__Your task__
Restate exactly the lines that run from the start of the records below to the line containing "const M20 = 'MMMMMMMMMMMMMMMMMMMM';", counting both ends, and nothing else; pictures stay out.

__Task data__
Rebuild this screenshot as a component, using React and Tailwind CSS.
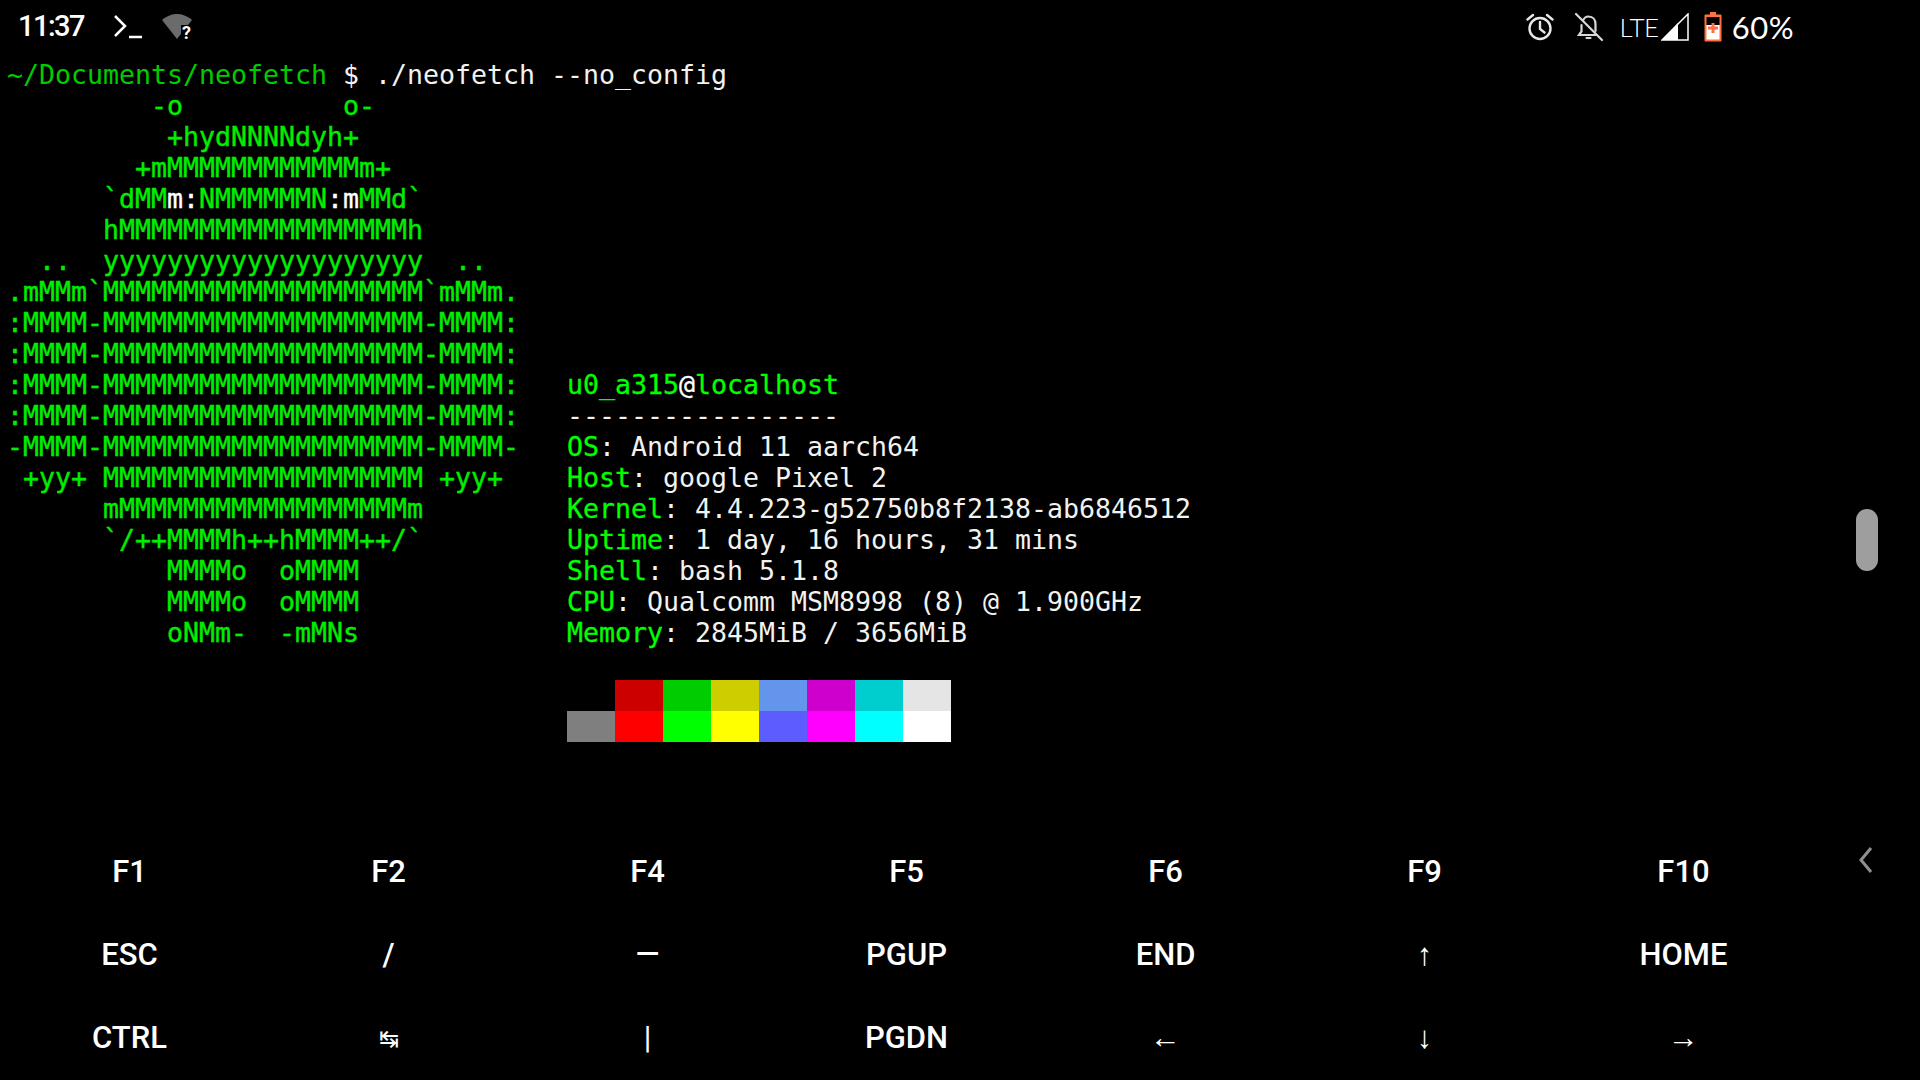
const M20 = 'MMMMMMMMMMMMMMMMMMMM';

const asciiRows = [
  '         -o          o-',
  '          +hydNNNNdyh+',
  '        +mMMMMMMMMMMMMm+',
  null,
  '      hMMMMMMMMMMMMMMMMMMh',
  '  ..  yyyyyyyyyyyyyyyyyyyy  ..',
  `.mMMm\`${M20}\`mMMm.`,
  `:MMMM-${M20}-MMMM:`,
  `:MMMM-${M20}-MMMM:`,
  `:MMMM-${M20}-MMMM:`,
  `:MMMM-${M20}-MMMM:`,
  `-MMMM-${M20}-MMMM-`,
  ` +yy+ ${M20} +yy+`,
  '      mMMMMMMMMMMMMMMMMMMm',
  '      `/++MMMMh++hMMMM++/`',
  '          MMMMo  oMMMM',
  '          MMMMo  oMMMM',
  '          oNMm-  -mMNs',
];

const infoRows = [
  ['OS', 'Android 11 aarch64'],
  ['Host', 'google Pixel 2'],
  ['Kernel', '4.4.223-g52750b8f2138-ab6846512'],
  ['Uptime', '1 day, 16 hours, 31 mins'],
  ['Shell', 'bash 5.1.8'],
  ['CPU', 'Qualcomm MSM8998 (8) @ 1.900GHz'],
  ['Memory', '2845MiB / 3656MiB'],
];

const keyRows = [
  ['F1', 'F2', 'F4', 'F5', 'F6', 'F9', 'F10'],
  ['ESC', '/', '―', 'PGUP', 'END', '↑', 'HOME'],
  ['CTRL', '↹', '|', 'PGDN', '←', '↓', '→'],
];

const thinKeys = ['↑', '↓', '←', '→', '|'];

const dimColors = ['bg-black', 'bg-[#cd0000]', 'bg-[#00cd00]', 'bg-[#cdcd00]', 'bg-[#6495ed]', 'bg-[#cd00cd]', 'bg-[#00cdcd]', 'bg-[#e5e5e5]'];
const brightColors = ['bg-[#7f7f7f]', 'bg-[#ff0000]', 'bg-[#00ff00]', 'bg-[#ffff00]', 'bg-[#5c5cff]', 'bg-[#ff00ff]', 'bg-[#00ffff]', 'bg-white'];

function StatusLeft() {
  return (
    <div className="flex items-center">
      <span className="ml-[18px] w-[68px] font-['Roboto',sans-serif] text-[29px] font-medium tracking-[-1.5px] text-white">11:37</span>
      <svg className="ml-[27px]" width="30" height="26" viewBox="0 0 30 26" fill="none" stroke="#fff" strokeWidth="2.5">
        <path d="M2 2l10 10L2 22" />
        <path d="M16 23h13" />
      </svg>
      <svg className="ml-[18px]" width="34" height="34" viewBox="0 -3 34 34">
        <path d="M1 7C7 2 12 1 16 1s9 1 15 6L16 26z" fill="#6b6b6b" />
        <rect x="20" y="12" width="12" height="16" fill="#000" />
        <text x="21" y="26" fontFamily="Roboto, sans-serif" fontSize="18" fontWeight="700" fill="#fff">?</text>
      </svg>
    </div>
  );
}

function StatusRight() {
  return (
    <div className="flex items-center text-white">
      <svg width="30" height="30" viewBox="0 0 30 30" fill="none" stroke="#e8e8e8" strokeWidth="2.4" strokeLinecap="round">
        <circle cx="15" cy="16.5" r="10.5" />
        <path d="M15 10v7l4.5 3.5" />
        <path d="M2.5 7.5L8 3M27.5 7.5L22 3" />
      </svg>
      <svg className="ml-[19px]" width="30" height="30" viewBox="0 0 30 30" fill="none" stroke="#d8d8d8" strokeWidth="2.2" strokeLinecap="round">
        <path d="M9 8.5C10 6 12 4.5 14.5 4.5c4.500 0 7 3.500 7 7.500v7" />
        <path d="M7.500 13v6.500L5 23h17" />
        <path d="M12.500 26h4" />
        <path d="M2 2l26 26" />
      </svg>
      <span className="ml-[15px] font-['Lato',sans-serif] text-[26px] leading-none font-light tracking-[-0.5px]">LTE</span>
      <svg className="ml-[2px]" width="28" height="28" viewBox="0 0 28 28">
        <path d="M27 1v26H1z" fill="none" stroke="#fff" strokeWidth="1.500" />
        <path d="M17 10v17H1z" fill="#fff" />
      </svg>
      <svg className="ml-[15px]" width="18" height="30" viewBox="0 0 18 30">
        <path d="M6 0h6v2.500h4.500a1 1 0 0 1 1 1V28.500a1 1 0 0 1-1 1H1.500a1 1 0 0 1-1-1V3.500a1 1 0 0 1 1-1H6z" fill="#ff7043" />
        <rect x="2.500" y="5" width="13" height="8" fill="#000" />
        <rect x="2.500" y="13" width="13" height="14.500" fill="#fff" />
        <path d="M7.500 11h3v3.500H14v3h-3.500V21h-3v-3.500H4v-3h3.500z" fill="#ff7043" />
      </svg>
      <span className="ml-[10px] font-['Lato',sans-serif] text-[31px] leading-none font-normal tracking-[0.5px]">60%</span>
    </div>
  );
}

function Logo() {
  return (
    <div className="w-[560px] text-[#00ee00] [-webkit-text-stroke:0.4px]">
      {asciiRows.map((row, i) =>
        row === null ? (
          <div key={i} className="h-[31px]">
            {'      `dMM'}
            <span className="text-white">m:</span>
            NMMMMMMN
            <span className="text-white">:m</span>
            {'MMd`'}
          </div>
        ) : (
          <div key={i} className="h-[31px]">{row}</div>
        )
      )}
    </div>
  );
}

function Info() {
  return (
    <div className="mt-[279px]">
      <div className="h-[31px] text-[#00ff00] [-webkit-text-stroke:0.3px]">
        u0_a315<span className="text-white">@</span>localhost
      </div>
      <div className="h-[31px]">-----------------</div>
      {infoRows.map(([label, value]) => (
        <div key={label} className="h-[31px]">
          <span className="text-[#00ff00] [-webkit-text-stroke:0.3px]">{label}</span>: {value}
        </div>
      ))}
      <div className="mt-[32px] flex">
        {dimColors.map((c) => (
          <div key={c} className={`h-[31px] w-12 ${c}`} />
        ))}
      </div>
      <div className="flex">
        {brightColors.map((c) => (
          <div key={c} className={`h-[31px] w-12 ${c}`} />
        ))}
      </div>
    </div>
  );
}

export default function App() {
  return (
    <div className="relative flex h-[1080px] w-[1920px] flex-col overflow-hidden bg-black">
      <div className="flex h-[59px] shrink-0 items-center justify-between pr-[126px] pb-[5px]">
        <StatusLeft />
        <StatusRight />
      </div>

      <div className="flex-1 whitespace-pre pl-[7px] font-['DejaVu_Sans_Mono',monospace] text-[26.58px] leading-[31px] text-[#f2f2f2]">
        <div className="h-[31px]">
          <span className="text-[#00cd00]">~/Documents/neofetch</span> $ ./neofetch --no_config
        </div>
        <div className="flex">
          <Logo />
          <Info />
        </div>
      </div>

      <div className="flex h-[250px] shrink-0">
        <div className="grid w-[1813px] grid-cols-7 grid-rows-3 pt-[1px] font-['Roboto',sans-serif] text-[31px] font-medium text-white">
          {keyRows.flat().map((key) => (
            <div
              key={key}
              className={
                key === '↹'
                  ? 'flex items-center justify-center text-[24px] font-normal'
                  : thinKeys.includes(key)
                    ? 'flex items-center justify-center font-normal'
                    : 'flex items-center justify-center'
              }
            >
              {key}
            </div>
          ))}
        </div>
        <svg className="ml-[44px] mt-[16px]" width="18" height="28" viewBox="0 0 18 28" fill="none" stroke="#8f8f8f" strokeWidth="3">
          <path d="M14 2L4 14l10 12" />
        </svg>
      </div>

      <div className="absolute top-[509px] left-[1856px] h-[62px] w-[22px] rounded-full bg-[#9e9e9e]" />
    </div>
  );
}
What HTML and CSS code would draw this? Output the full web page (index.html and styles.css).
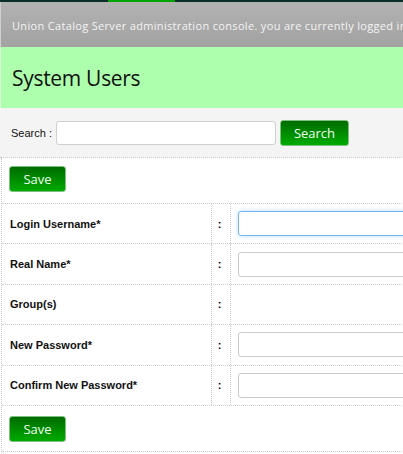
FILE: index.html
```html
<!DOCTYPE html>
<html>
<head>
<meta charset="utf-8">
<link rel="stylesheet" href="styles.css">
</head>
<body>
<div class="page">
  <div class="topstrip"><span class="tab-active"></span></div>
  <div class="infobar">Union Catalog Server administration console. you are currently logged in as admin</div>
  <div class="titlebar"><h1>System Users</h1></div>
  <div class="searchbar">
    <label class="search-label">Search :</label>
    <input class="search-input" type="text">
    <button class="btn btn-search">Search</button>
  </div>
  <div class="form">
    <div class="actions"><button class="btn btn-save">Save</button></div>
    <div class="row">
      <div class="label">Login Username*</div>
      <div class="colon">:</div>
      <div class="field"><input class="text focus" type="text"></div>
    </div>
    <div class="row">
      <div class="label">Real Name*</div>
      <div class="colon">:</div>
      <div class="field"><input class="text" type="text"></div>
    </div>
    <div class="row">
      <div class="label">Group(s)</div>
      <div class="colon">:</div>
      <div class="field"></div>
    </div>
    <div class="row">
      <div class="label">New Password*</div>
      <div class="colon">:</div>
      <div class="field"><input class="text" type="password"></div>
    </div>
    <div class="row">
      <div class="label">Confirm New Password*</div>
      <div class="colon">:</div>
      <div class="field"><input class="text" type="password"></div>
    </div>
    <div class="actions actions-bottom"><button class="btn btn-save">Save</button></div>
  </div>
</div>
</body>
</html>
```
FILE: styles.css
```css
html, body {
  margin: 0;
  padding: 0;
  overflow: hidden;
  background: #fff;
}
.page {
  width: 1000px;
  font-family: "Liberation Sans", Arial, sans-serif;
}
.topstrip {
  height: 2px;
  background: #0c2b2b;
  display: flex;
}
.tab-active {
  width: 67px;
  height: 2px;
  margin-left: 108px;
  background: #00a400;
}
.infobar {
  height: 45px;
  box-sizing: border-box;
  padding: 16px 0 0 11px;
  background: linear-gradient(#b2b2b2, #a2a2a2);
  border-left: 1px solid #d0d0d0;
  color: #f4f4f4;
  font-family: "Open Sans", sans-serif;
  font-size: 11px;
  letter-spacing: 0.33px;
  white-space: nowrap;
}
.titlebar {
  height: 61px;
  background: #adffad;
  box-sizing: border-box;
  padding: 0 0 0 11px;
  display: flex;
  align-items: center;
  border-left: 1px solid #d8ffd8;
}
.titlebar h1 {
  margin: 0;
  font-family: "Open Sans", sans-serif;
  font-weight: normal;
  font-size: 21px;
  color: #111;
  letter-spacing: -0.3px;
}
.searchbar {
  height: 50px;
  box-sizing: border-box;
  background: #f4f4f4;
  display: flex;
  align-items: center;
  padding-left: 11px;
  border-bottom: 1px dotted #ccc;
}
.search-label {
  font-size: 11px;
  color: #111;
  margin-right: 4px;
}
.search-input {
  width: 220px;
  height: 24px;
  box-sizing: border-box;
  border: 1px solid #cfcfcf;
  border-radius: 3px;
  background: #fff;
  margin: 0 4px 0 0;
  padding: 0;
}
.btn {
  background: linear-gradient(#006c00, #00aa00);
  border: 1px solid #7fbf7f;
  border-radius: 3px;
  color: #f0fff0;
  font-family: "Open Sans", sans-serif;
  font-size: 13px;
  height: 26px;
  padding: 0;
  margin: 0;
}
.btn-search {
  width: 69px;
}
.form {
  border-left: 1px dotted #ccc;
  margin-left: 1px;
}
.actions {
  height: 46px;
  box-sizing: border-box;
  padding: 8px 0 0 7px;
  border-bottom: 1px dotted #ccc;
}
.actions-bottom {
  padding-top: 10px;
}
.btn-save {
  width: 57px;
}
.row {
  display: flex;
  height: 40.4px;
  box-sizing: border-box;
  border-bottom: 1px dotted #ccc;
}
.label {
  width: 210px;
  box-sizing: border-box;
  padding-left: 8px;
  display: flex;
  align-items: center;
  font-size: 11px;
  font-weight: bold;
  color: #111;
  border-right: 1px dotted #ccc;
}
.colon {
  width: 19px;
  box-sizing: border-box;
  padding-right: 3px;
  display: flex;
  align-items: center;
  justify-content: center;
  font-size: 11px;
  font-weight: bold;
  border-right: 1px dotted #ccc;
}
.field {
  flex: 1;
  display: flex;
  align-items: center;
  padding-left: 7px;
}
.text {
  width: 300px;
  height: 25px;
  box-sizing: border-box;
  border: 1px solid #cccccc;
  border-radius: 3px;
  background: #fff;
  margin: 0;
  padding: 0;
}
.text.focus {
  border-color: #76b6f0;
  box-shadow: 0 0 5px #b8dcff;
}
```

__Result below__
Rebuild this screenshot as a component, using React and Tailwind CSS.
const M20 = 'MMMMMMMMMMMMMMMMMMMM';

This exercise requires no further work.